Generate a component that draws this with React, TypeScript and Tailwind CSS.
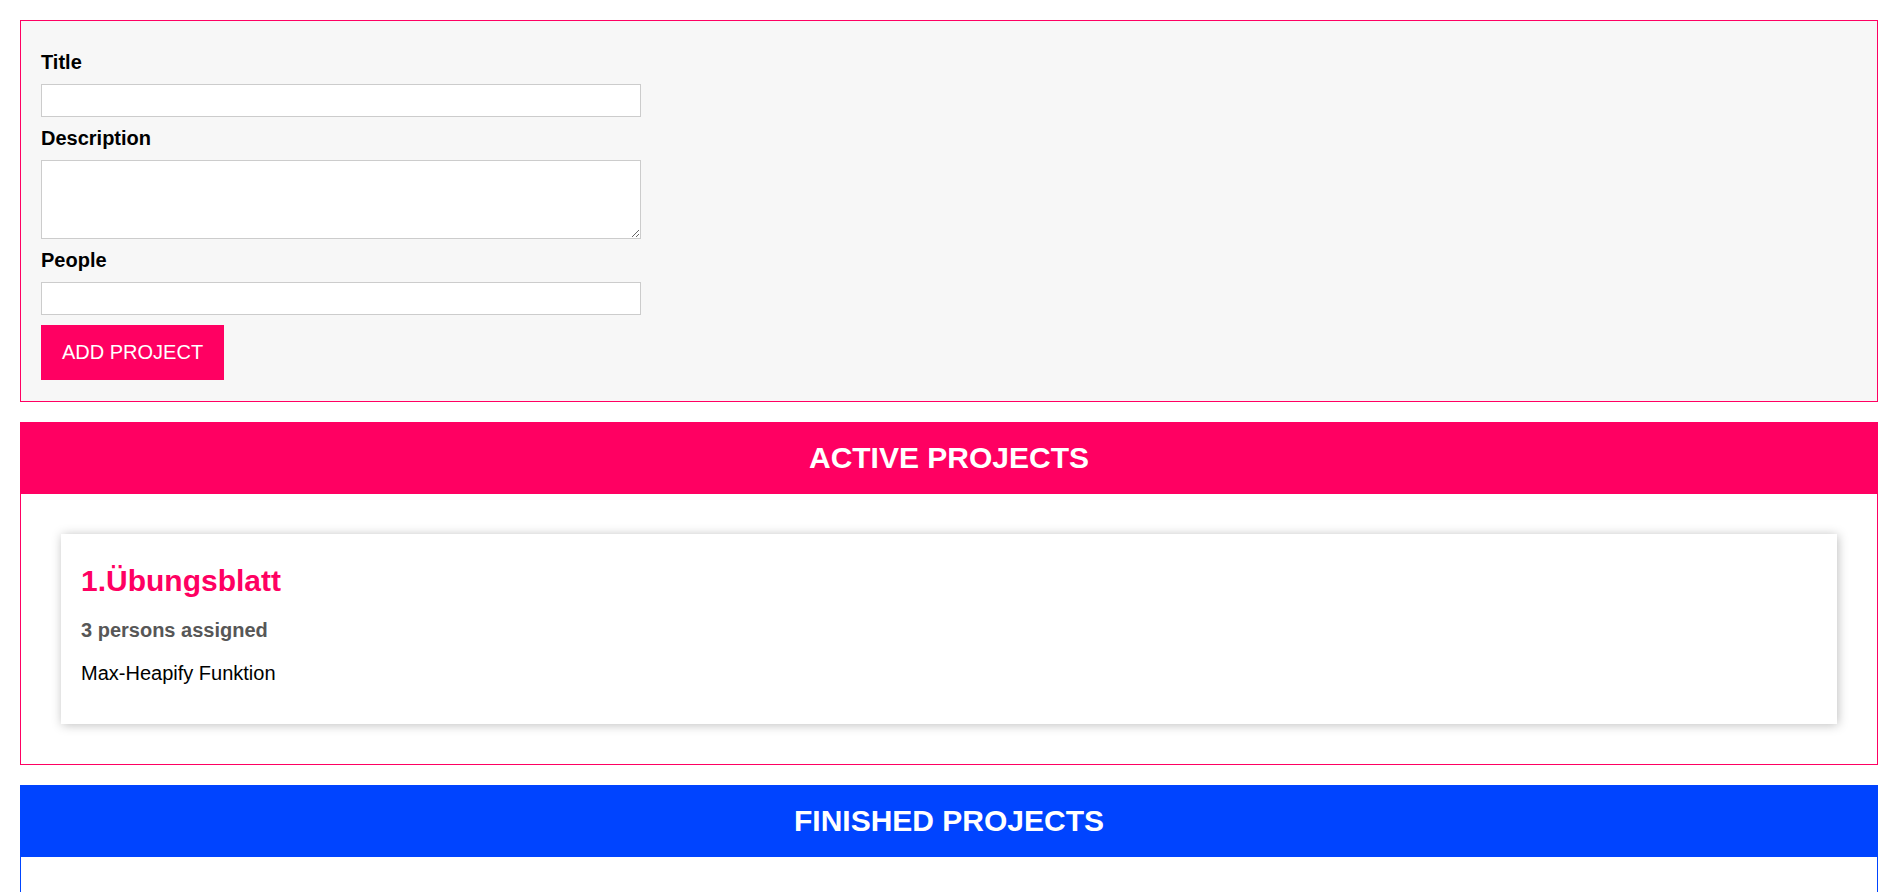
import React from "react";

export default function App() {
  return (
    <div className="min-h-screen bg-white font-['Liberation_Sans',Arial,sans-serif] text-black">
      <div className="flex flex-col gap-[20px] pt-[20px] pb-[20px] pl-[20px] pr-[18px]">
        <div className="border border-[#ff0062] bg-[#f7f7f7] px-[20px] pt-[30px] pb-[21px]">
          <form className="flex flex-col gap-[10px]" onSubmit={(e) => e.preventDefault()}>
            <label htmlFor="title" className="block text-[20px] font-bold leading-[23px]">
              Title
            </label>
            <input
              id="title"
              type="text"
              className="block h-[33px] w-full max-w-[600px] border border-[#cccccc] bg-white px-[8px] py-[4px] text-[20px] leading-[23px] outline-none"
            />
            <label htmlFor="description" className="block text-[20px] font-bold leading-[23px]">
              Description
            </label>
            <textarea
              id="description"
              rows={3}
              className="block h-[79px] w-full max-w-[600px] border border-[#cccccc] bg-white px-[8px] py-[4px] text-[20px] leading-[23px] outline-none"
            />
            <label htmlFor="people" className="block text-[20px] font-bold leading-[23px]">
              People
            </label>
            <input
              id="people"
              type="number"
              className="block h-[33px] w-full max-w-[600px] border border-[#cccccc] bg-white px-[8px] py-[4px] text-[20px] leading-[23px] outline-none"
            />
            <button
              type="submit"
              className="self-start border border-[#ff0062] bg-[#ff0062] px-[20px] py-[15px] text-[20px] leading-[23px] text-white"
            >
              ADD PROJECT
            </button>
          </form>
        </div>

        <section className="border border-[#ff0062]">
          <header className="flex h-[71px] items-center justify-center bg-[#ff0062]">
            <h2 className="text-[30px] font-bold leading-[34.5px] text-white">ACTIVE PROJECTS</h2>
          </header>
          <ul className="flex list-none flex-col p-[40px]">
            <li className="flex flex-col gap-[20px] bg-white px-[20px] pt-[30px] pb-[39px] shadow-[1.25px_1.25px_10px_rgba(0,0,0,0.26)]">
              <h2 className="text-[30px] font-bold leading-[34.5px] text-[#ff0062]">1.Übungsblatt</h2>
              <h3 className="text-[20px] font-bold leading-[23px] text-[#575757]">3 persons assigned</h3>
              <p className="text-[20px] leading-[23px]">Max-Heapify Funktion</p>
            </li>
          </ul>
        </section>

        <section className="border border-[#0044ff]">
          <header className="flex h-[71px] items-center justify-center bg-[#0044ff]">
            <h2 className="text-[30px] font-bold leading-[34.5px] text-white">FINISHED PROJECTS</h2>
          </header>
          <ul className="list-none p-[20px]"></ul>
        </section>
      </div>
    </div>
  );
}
---
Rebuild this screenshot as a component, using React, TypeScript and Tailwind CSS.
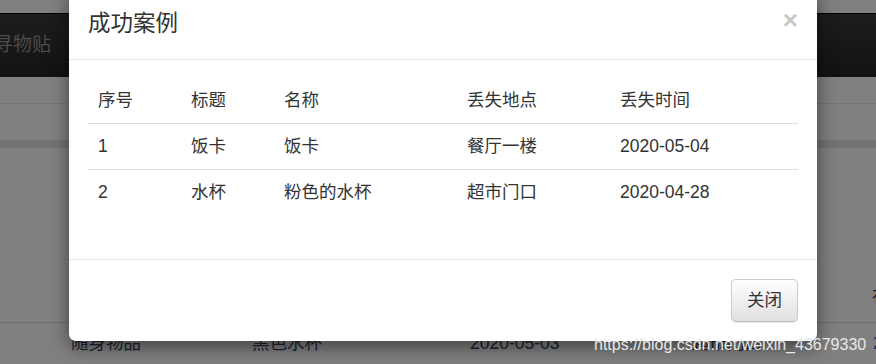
==
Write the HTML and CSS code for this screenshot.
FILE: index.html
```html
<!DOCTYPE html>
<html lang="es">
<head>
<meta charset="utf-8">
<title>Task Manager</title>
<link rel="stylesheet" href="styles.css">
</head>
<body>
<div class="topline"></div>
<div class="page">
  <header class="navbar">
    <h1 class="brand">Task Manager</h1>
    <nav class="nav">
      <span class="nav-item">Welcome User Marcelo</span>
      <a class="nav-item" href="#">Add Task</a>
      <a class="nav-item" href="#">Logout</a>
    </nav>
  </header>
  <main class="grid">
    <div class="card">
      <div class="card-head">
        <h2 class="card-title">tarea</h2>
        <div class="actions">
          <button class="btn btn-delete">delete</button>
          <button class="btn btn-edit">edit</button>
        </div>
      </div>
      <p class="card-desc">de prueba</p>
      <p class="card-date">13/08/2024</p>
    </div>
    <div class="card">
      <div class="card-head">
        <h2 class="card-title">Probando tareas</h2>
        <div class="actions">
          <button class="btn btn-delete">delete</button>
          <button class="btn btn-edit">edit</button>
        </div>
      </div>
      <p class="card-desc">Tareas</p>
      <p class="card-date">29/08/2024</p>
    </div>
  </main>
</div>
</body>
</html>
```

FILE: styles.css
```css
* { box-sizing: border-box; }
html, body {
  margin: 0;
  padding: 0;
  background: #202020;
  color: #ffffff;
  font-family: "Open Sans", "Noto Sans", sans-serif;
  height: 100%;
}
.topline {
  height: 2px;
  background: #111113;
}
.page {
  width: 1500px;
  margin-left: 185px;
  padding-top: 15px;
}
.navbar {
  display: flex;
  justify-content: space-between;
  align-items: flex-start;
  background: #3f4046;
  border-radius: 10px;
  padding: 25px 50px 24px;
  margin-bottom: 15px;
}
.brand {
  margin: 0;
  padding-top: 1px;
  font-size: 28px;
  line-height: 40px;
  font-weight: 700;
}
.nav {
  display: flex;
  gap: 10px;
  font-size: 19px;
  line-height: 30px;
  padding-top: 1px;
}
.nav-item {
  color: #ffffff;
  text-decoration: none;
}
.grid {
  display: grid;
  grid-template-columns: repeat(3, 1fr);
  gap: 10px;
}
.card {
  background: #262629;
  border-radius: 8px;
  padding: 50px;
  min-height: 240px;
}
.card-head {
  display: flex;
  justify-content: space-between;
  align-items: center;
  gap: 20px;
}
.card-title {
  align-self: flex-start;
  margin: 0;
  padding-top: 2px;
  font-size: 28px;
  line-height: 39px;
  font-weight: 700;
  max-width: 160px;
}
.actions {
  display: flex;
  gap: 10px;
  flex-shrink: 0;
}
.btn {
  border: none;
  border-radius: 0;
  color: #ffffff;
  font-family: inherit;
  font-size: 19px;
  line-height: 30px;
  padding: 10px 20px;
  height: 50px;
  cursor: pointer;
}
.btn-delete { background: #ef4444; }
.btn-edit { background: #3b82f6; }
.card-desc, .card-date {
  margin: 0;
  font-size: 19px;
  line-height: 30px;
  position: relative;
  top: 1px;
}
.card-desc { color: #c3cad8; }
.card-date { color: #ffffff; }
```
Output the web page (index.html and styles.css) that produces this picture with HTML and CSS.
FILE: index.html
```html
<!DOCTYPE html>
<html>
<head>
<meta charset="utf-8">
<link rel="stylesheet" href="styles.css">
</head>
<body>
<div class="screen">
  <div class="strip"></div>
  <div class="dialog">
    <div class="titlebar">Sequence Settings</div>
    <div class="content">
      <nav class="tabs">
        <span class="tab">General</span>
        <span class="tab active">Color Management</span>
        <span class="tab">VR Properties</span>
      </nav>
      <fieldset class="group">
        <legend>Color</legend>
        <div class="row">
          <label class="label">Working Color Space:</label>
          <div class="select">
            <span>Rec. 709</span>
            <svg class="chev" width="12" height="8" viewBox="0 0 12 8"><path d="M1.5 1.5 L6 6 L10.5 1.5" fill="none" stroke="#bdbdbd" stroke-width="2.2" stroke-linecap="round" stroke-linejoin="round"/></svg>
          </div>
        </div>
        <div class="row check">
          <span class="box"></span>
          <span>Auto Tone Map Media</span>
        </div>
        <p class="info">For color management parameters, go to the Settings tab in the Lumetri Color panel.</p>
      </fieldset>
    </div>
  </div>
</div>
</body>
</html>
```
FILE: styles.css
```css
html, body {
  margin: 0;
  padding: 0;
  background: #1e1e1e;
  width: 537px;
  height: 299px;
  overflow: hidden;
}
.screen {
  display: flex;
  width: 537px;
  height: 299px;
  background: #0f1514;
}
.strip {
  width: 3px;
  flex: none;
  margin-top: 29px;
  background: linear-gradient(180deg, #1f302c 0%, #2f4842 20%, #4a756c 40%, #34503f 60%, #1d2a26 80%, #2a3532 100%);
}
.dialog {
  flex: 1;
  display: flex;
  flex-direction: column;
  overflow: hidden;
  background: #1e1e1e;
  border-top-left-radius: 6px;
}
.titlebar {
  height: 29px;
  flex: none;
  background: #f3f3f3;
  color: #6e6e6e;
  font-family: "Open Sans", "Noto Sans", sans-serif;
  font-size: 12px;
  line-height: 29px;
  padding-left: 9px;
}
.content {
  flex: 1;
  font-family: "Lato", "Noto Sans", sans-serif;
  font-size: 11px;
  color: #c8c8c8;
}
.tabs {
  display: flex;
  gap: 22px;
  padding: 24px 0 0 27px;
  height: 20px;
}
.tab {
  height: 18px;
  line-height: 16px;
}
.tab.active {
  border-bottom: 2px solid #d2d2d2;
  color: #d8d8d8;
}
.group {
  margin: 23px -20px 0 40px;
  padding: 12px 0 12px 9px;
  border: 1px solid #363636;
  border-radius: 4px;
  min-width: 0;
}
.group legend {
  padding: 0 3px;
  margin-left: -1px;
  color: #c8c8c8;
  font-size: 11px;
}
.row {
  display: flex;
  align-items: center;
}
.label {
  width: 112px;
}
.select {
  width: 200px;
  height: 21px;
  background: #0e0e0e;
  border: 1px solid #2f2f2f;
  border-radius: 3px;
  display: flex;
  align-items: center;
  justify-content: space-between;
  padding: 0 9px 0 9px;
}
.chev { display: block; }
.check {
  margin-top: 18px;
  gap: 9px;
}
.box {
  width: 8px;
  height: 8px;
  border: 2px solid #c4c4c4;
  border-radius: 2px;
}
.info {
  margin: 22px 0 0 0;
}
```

▶ **WHAT IS BEING ASKED**
Above are some records. Reproduce the lines from the one with "Generate a component" down to the one with "import React from", keeping both, and leave every picture out.

▶ **REPLY**
Generate a component that draws this with React, TypeScript and Tailwind CSS.
import React from "react";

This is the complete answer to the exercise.